Sentiment around the company has completely flipped. A stock that investors once chased above $500 is now being treated as if its growth story is permanently broken.
This kind of sentiment shift often creates opportunity.
As investors, the goal is not to buy what everyone already loves. The goal is to identify situations where the market may be mispricing a business because short-term concerns are overshadowing the long-term fundamentals.
Those situations can create asymmetric opportunities, where the downside risk may already be reflected in the stock price while the upside remains underappreciated.
Duolingo may not be a perfect business, but the current narrative suggests the market is pricing in outcomes that appear far worse than what the company’s fundamentals indicate.
The Long-Term Opportunity
The broader education technology market represents a massive opportunity. Global spending on education technology is estimated to exceed $200 billion, and language learning alone represents a multi-billion-dollar market.
But Duolingo is no longer limiting itself to language learning.
The company has already begun expanding into new areas such as mathematics and music education, with the goal of building a broader learning platform that can serve hundreds of millions of users worldwide.
Management has publicly stated an ambitious target of reaching 100 million daily active users by 2028. If the company succeeds in approaching that scale, the monetization potential becomes dramatically larger.
At that point Duolingo would not simply be a language learning app. It would be one of the largest consumer education platforms ever built.
A Powerful Platform Advantage
One of the company’s most important competitive advantages is the data generated by its massive user base.
Every day tens of millions of people complete lessons on the platform. That constant stream of data allows Duolingo to refine lesson structures, improve engagement systems, and personalize the learning experience for each user.
Over time this creates a powerful data flywheel where the product continuously improves as more users engage with it.
The result is a platform that becomes increasingly difficult for competitors to replicate.
This dynamic is similar to what has happened with other habit-forming consumer platforms such as Spotify or Roblox. Once users build routines around these products, engagement becomes extremely sticky.
Valuation Looks Very Different Today
The collapse in the share price has dramatically changed the company’s valuation.

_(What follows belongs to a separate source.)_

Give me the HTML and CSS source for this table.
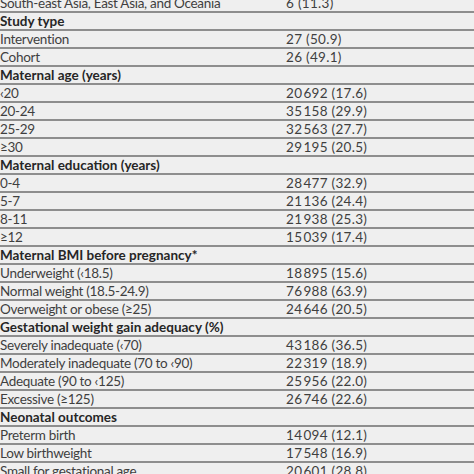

At current levels Duolingo trades at roughly four times revenue and generates an estimated eight percent free cash flow yield.
For a profitable software platform that previously grew revenue close to forty percent annually, that valuation is significantly more reasonable than it was when the stock was trading several hundred dollars higher.

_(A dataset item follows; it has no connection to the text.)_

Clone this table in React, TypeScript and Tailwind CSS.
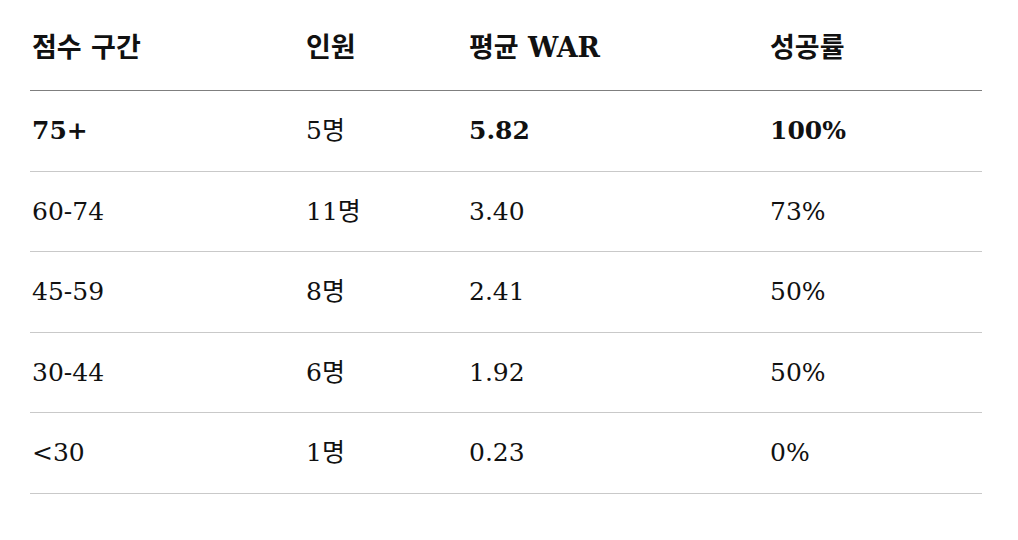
const rows = [
  { range: "75+", count: "5명", war: "5.82", rate: "100%", strong: true },
  { range: "60-74", count: "11명", war: "3.40", rate: "73%" },
  { range: "45-59", count: "8명", war: "2.41", rate: "50%" },
  { range: "30-44", count: "6명", war: "1.92", rate: "50%" },
  { range: "<30", count: "1명", war: "0.23", rate: "0%" },
];

const cols = "grid grid-cols-[276px_163px_301px_212px]";

export default function App() {
  return (
    <div
      className="min-h-[540px] w-[1018px] bg-white px-[30px] text-[#111111]"
      style={{ fontFamily: '"DejaVu Serif", "Noto Sans CJK KR", serif' }}
    >
      <div className="w-[952px]">
        <div className={`${cols} h-[91px] items-center border-b border-[#7f7f7f] pt-[7px] text-[27px] font-bold`}>
          <div className="pl-[2px]">점수 구간</div>
          <div>인원</div>
          <div>평균 WAR</div>
          <div>성공률</div>
        </div>
        {rows.map((r) => (
          <div
            key={r.range}
            className={`${cols} h-[80.5px] items-center border-b border-[#c9c9c9] text-[25px]`}
          >
            <div className={`pl-[2px] ${r.strong ? "font-bold" : ""}`}>{r.range}</div>
            <div>{r.count}</div>
            <div className={r.strong ? "font-bold" : ""}>{r.war}</div>
            <div className={r.strong ? "font-bold" : ""}>{r.rate}</div>
          </div>
        ))}
      </div>
    </div>
  );
}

If Duolingo can return to sustained growth of twenty percent or more while maintaining its strong margins, the current price could look extremely attractive in hindsight.
My Take
Markets frequently overreact to short-term changes in guidance, particularly with high-growth companies.

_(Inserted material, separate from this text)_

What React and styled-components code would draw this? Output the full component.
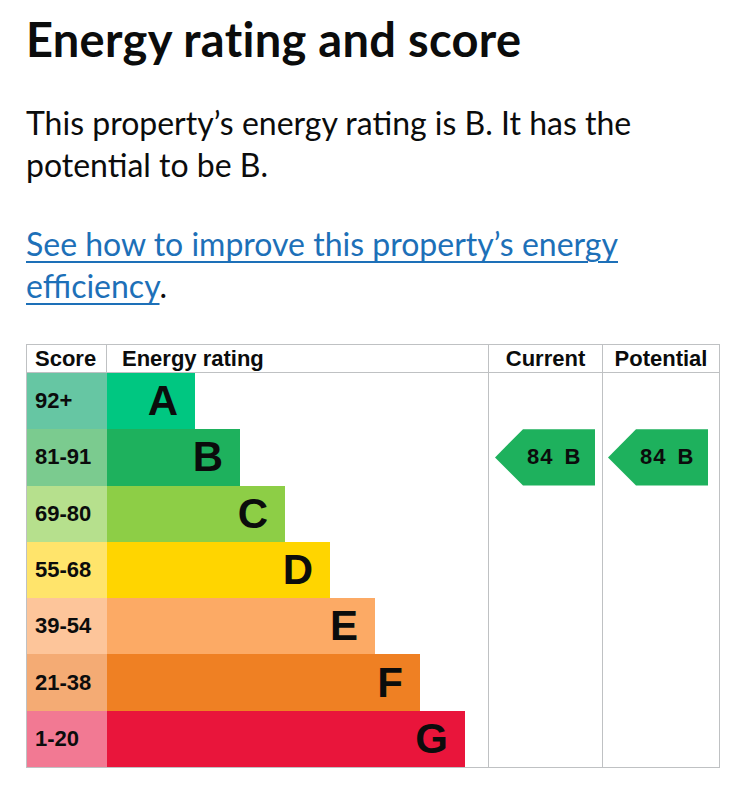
import React from "react";
import styled, { createGlobalStyle } from "styled-components";

const GlobalStyle = createGlobalStyle`
  html, body { margin: 0; padding: 0; background: #ffffff; }
  body { font-family: "Lato", "Noto Sans", sans-serif; color: #0b0c0c; }
  * { box-sizing: border-box; }
`;

const Page = styled.main`
  width: 746px;
  padding: 14px 26px 0 26px;
`;

const Title = styled.h2`
  margin: 0 0 38px 0;
  font-family: "Lato", "Noto Sans", sans-serif;
  font-weight: 700;
  font-size: 47px;
  line-height: 50px;
  letter-spacing: 0.3px;
  color: #0b0c0c;
`;

const Body = styled.p`
  margin: 0 0 37px 0;
  font-family: "Lato", "Noto Sans", sans-serif;
  font-weight: 400;
  font-size: 32px;
  line-height: 42px;
  color: #0b0c0c;
`;

const Link = styled.a`
  color: #1d70b8;
  text-decoration: underline;
  text-decoration-thickness: 1.6px;
  text-underline-offset: 5px;
`;

const Chart = styled.div`
  width: 694px;
  border: 1px solid #bfc1c3;
  font-family: "Liberation Sans", Arial, sans-serif;
  color: #0b0c0c;
`;

const Grid = `
  display: grid;
  grid-template-columns: 80px 381px 114px 1fr;
`;

const HeaderRow = styled.div`
  ${Grid}
  height: 28px;
  border-bottom: 1px solid #bfc1c3;
`;

const HeaderCell = styled.div`
  display: flex;
  align-items: center;
  justify-content: ${(p) => (p.$center ? "center" : "flex-start")};
  padding-left: ${(p) => p.$pad || 0}px;
  font-weight: 700;
  font-size: 22px;
  border-left: ${(p) => (p.$divider ? "1px solid #bfc1c3" : "0")};
  border-right: ${(p) => (p.$rightRule ? "1px solid #bfc1c3" : "0")};
  white-space: nowrap;
`;

const Rows = styled.div`
  display: grid;
  grid-template-rows: repeat(7, 1fr);
  height: 394px;
`;

const Row = styled.div`
  ${Grid}
`;

const ScoreCell = styled.div`
  display: flex;
  align-items: center;
  padding-left: 8px;
  background: ${(p) => p.$bg};
  font-weight: 700;
  font-size: 22px;
`;

const RatingCell = styled.div`
  display: flex;
  align-items: stretch;
`;

const Bar = styled.div`
  display: flex;
  align-items: center;
  justify-content: flex-end;
  padding-right: 17px;
  background: ${(p) => p.$bg};
  font-weight: 700;
  font-size: 42px;
  line-height: 1;
`;

const SideCell = styled.div`
  display: flex;
  align-items: stretch;
  padding-left: ${(p) => p.$pad}px;
  border-left: 1px solid #bfc1c3;
`;

const Arrow = styled.div`
  width: 100px;
  display: flex;
  align-items: center;
  padding-left: 32px;
  background: ${(p) => p.$bg};
  clip-path: polygon(28px 0, 100% 0, 100% 100%, 28px 100%, 0 50%);
  font-weight: 700;
  font-size: 22px;
  letter-spacing: 1px;
  word-spacing: 4px;
  white-space: nowrap;
`;

const bands = [
  { score: "92+", letter: "A", bar: "#00c781", tint: "#66c6a3" },
  { score: "81-91", letter: "B", bar: "#1eb15d", tint: "#7bcb8f" },
  { score: "69-80", letter: "C", bar: "#8dce46", tint: "#b6e08d" },
  { score: "55-68", letter: "D", bar: "#ffd500", tint: "#ffe46b" },
  { score: "39-54", letter: "E", bar: "#fcaa65", tint: "#fdc59a" },
  { score: "21-38", letter: "F", bar: "#ef8023", tint: "#f4ab74" },
  { score: "1-20", letter: "G", bar: "#e9153b", tint: "#f27993" },
];

const current = { score: 84, letter: "B" };
const potential = { score: 84, letter: "B" };

const colorFor = (letter) => bands.find((x) => x.letter === letter).bar;

export default function App() {
  return (
    <>
      <GlobalStyle />
      <Page>
        <Title>Energy rating and score</Title>
        <Body>This property’s energy rating is B. It has the potential to be B.</Body>
        <Body>
          <Link href="#">See how to improve this property’s energy efficiency</Link>.
        </Body>
        <Chart>
          <HeaderRow>
            <HeaderCell $pad={8} $rightRule>Score</HeaderCell>
            <HeaderCell $pad={15}>Energy rating</HeaderCell>
            <HeaderCell $center $divider>Current</HeaderCell>
            <HeaderCell $center $divider>Potential</HeaderCell>
          </HeaderRow>
          <Rows>
            {bands.map((b, i) => (
              <Row key={b.letter}>
                <ScoreCell $bg={b.tint}>{b.score}</ScoreCell>
                <RatingCell>
                  <Bar $bg={b.bar} style={{ width: 88 + 45 * i }}>{b.letter}</Bar>
                </RatingCell>
                <SideCell $pad={6}>
                  {b.letter === current.letter && (
                    <Arrow $bg={colorFor(current.letter)}>
                      {current.score} {current.letter}
                    </Arrow>
                  )}
                </SideCell>
                <SideCell $pad={5}>
                  {b.letter === potential.letter && (
                    <Arrow $bg={colorFor(potential.letter)}>
                      {potential.score} {potential.letter}
                    </Arrow>
                  )}
                </SideCell>
              </Row>
            ))}
          </Rows>
        </Chart>
      </Page>
    </>
  );
}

That appears to be happening with Duolingo.
The company still possesses the characteristics that originally made it such a compelling business. It has a massive and growing user base, strong engagement, high margins, meaningful free cash flow, and a dominant position in its category.
Yet the stock is now trading at a fraction of its previous valuation.
For that reason, I believe Duolingo under $100 represents an intriguing opportunity for investors willing to think beyond the next few quarters.
It may not be a short-term trade.
But if the company continues executing on its long-term strategy, it has the potential to become a multi-year compounder from these levels.
DISCLOSURE
The author did not receive any compensation for publishing this article. The author holds a position in Duolingo and may choose to buy or sell shares of the company at any time without notice. While reasonable efforts have been made to ensure the accuracy and reliability of the information provided, readers are encouraged to conduct their own research and seek independent financial advice before making any investment decisions related to the companies discussed.